Do we truly believe in One God, the Father the Almighty Creator of Heaven and Earth; and in Jesus Christ, His only Son?  Do we truly believe that he was conceived by the Holy Spirit and born of the Virgin Mary? Do we truly believe that he suffered under Pontius Pilate and was crucified, died, buried and descended into Hell?  Do we truly believe that he rose from the dead three days later and ascended into Heaven where he will judge the living and the dead?  Do we truly believe in the Holy Spirit, the Holy Catholic Church, the Communion of Saints, the Forgiveness of Sins, the Resurrection of the Body, and life everlasting?  Will we know that, at the moment of our last breath, we will be embraced by Christ into heaven where those who were with us in life are with us in Paradise.

We are all children of a parent, so this lesson is for all of us.  As I go into my 5th year of the Diaconate, I know that I will remember this lesson the rest of my life and remind myself that with each moment of reflection, each time I remember my niece, “my little Jenny-Poo”, that I can truly say, with heart and mind and body and soul, that I can say without any shadow of doubt:  “Amen; I Believe.”  And I know that whenever I will have those moments of doubt, I will hear in my head with that sad little voice she always had for me, “Uncle Sean?!?”   May this Lesson begun in heartache begin in us again toward happiness and joy.

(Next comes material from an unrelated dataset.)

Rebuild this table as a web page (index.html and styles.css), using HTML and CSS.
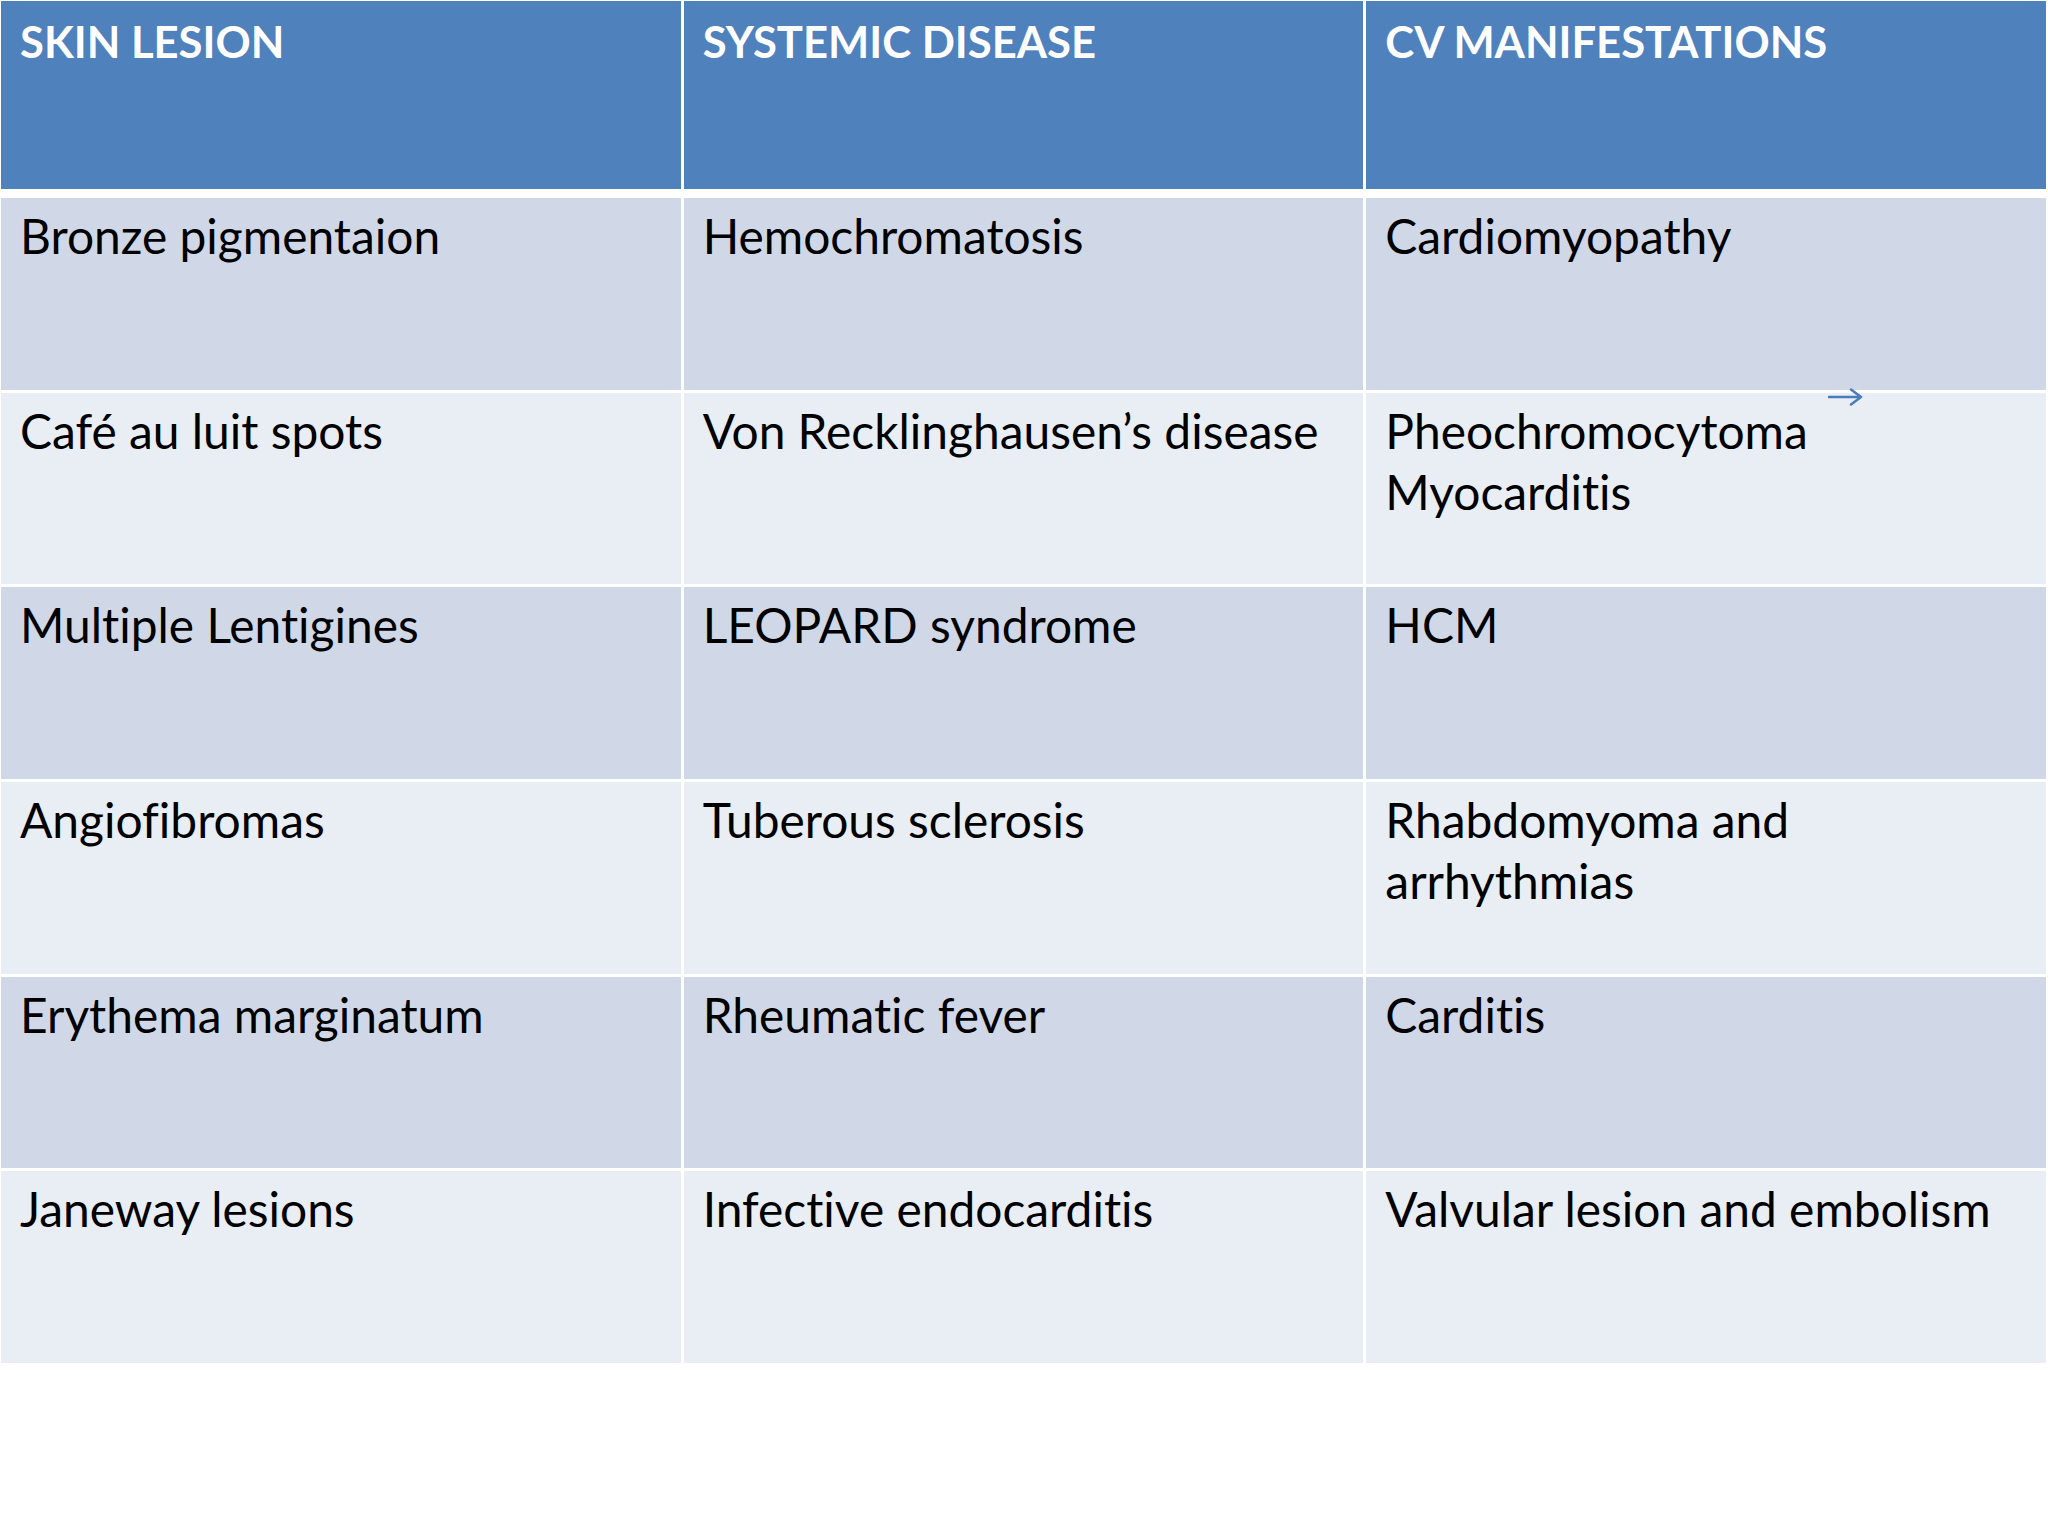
FILE: index.html
```html
<!DOCTYPE html>
<html lang="en">
<head>
<meta charset="utf-8">
<title>Skin lesions and CV manifestations</title>
<link rel="stylesheet" href="styles.css">
</head>
<body>
<div class="table">
  <div class="cell head">SKIN LESION</div>
  <div class="cell head">SYSTEMIC DISEASE</div>
  <div class="cell head">CV MANIFESTATIONS</div>

  <div class="cell odd">Bronze pigmentaion</div>
  <div class="cell odd">Hemochromatosis</div>
  <div class="cell odd">Cardiomyopathy</div>

  <div class="cell even">Café au luit spots</div>
  <div class="cell even">Von Recklinghausen’s disease</div>
  <div class="cell even arrow-cell">Pheochromocytoma<br>Myocarditis
    <svg class="arrow" width="36" height="20" viewBox="0 0 36 20" aria-hidden="true">
      <path d="M1 10 H33 M23 2.5 L33 10 L23 17.5" fill="none" stroke="#4a7ebb" stroke-width="2.6" stroke-linecap="round" stroke-linejoin="round"/>
    </svg>
  </div>

  <div class="cell odd">Multiple Lentigines</div>
  <div class="cell odd">LEOPARD syndrome</div>
  <div class="cell odd">HCM</div>

  <div class="cell even">Angiofibromas</div>
  <div class="cell even">Tuberous sclerosis</div>
  <div class="cell even">Rhabdomyoma and<br>arrhythmias</div>

  <div class="cell odd">Erythema marginatum</div>
  <div class="cell odd">Rheumatic fever</div>
  <div class="cell odd">Carditis</div>

  <div class="cell even">Janeway lesions</div>
  <div class="cell even">Infective endocarditis</div>
  <div class="cell even">Valvular lesion and embolism</div>
</div>
</body>
</html>
```

FILE: styles.css
```css
html, body {
  margin: 0;
  padding: 0;
  background: #ffffff;
}

body {
  width: 2048px;
  height: 1536px;
  overflow: hidden;
  font-family: Lato, "Open Sans", "Noto Sans", sans-serif;
  font-variant-ligatures: none;
}

.table {
  display: grid;
  grid-template-columns: repeat(3, 1fr);
  grid-template-rows: 194px repeat(6, 191.67px);
  gap: 3px;
  margin: 1px 2px 0 1px;
}

.cell {
  box-sizing: border-box;
  padding: 7px 19px 0 19px;
  font-size: 47.9px;
  line-height: 61px;
  color: #000000;
}

.head {
  background: #4f81bd;
  color: #ffffff;
  font-weight: 700;
  font-size: 43.6px;
  padding-top: 10px;
  margin-bottom: 6px;
}

.odd {
  background: #d0d8e8;
}

.even {
  background: #e9edf4;
}

.arrow-cell {
  position: relative;
}

.arrow {
  position: absolute;
  left: 462px;
  top: -6px;
}
```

MAY GOD BLESS YOU AND ALL THAT YOU DO THIS WEEK

[1] Lumen Gentium, 11, 35.

[2] Deut. 8:2-3.

[3] Lk. 4:1-4.

[4] Jn. 6:58.

[5] 1Cor. 10:16-17.

Questions for Reflection:

1.  How do you see the Bread and Wine offered at Mass?  Is it still Bread and Wine or is it the Body and Blood of Christ?  Why or Why not?

2. If you were one of the crowd that heard Jesus say that the bread that he will give is his flesh, how would you react?

3.  On the Father’s Day, what are some of the lessons you remember from you Dad and/or parents?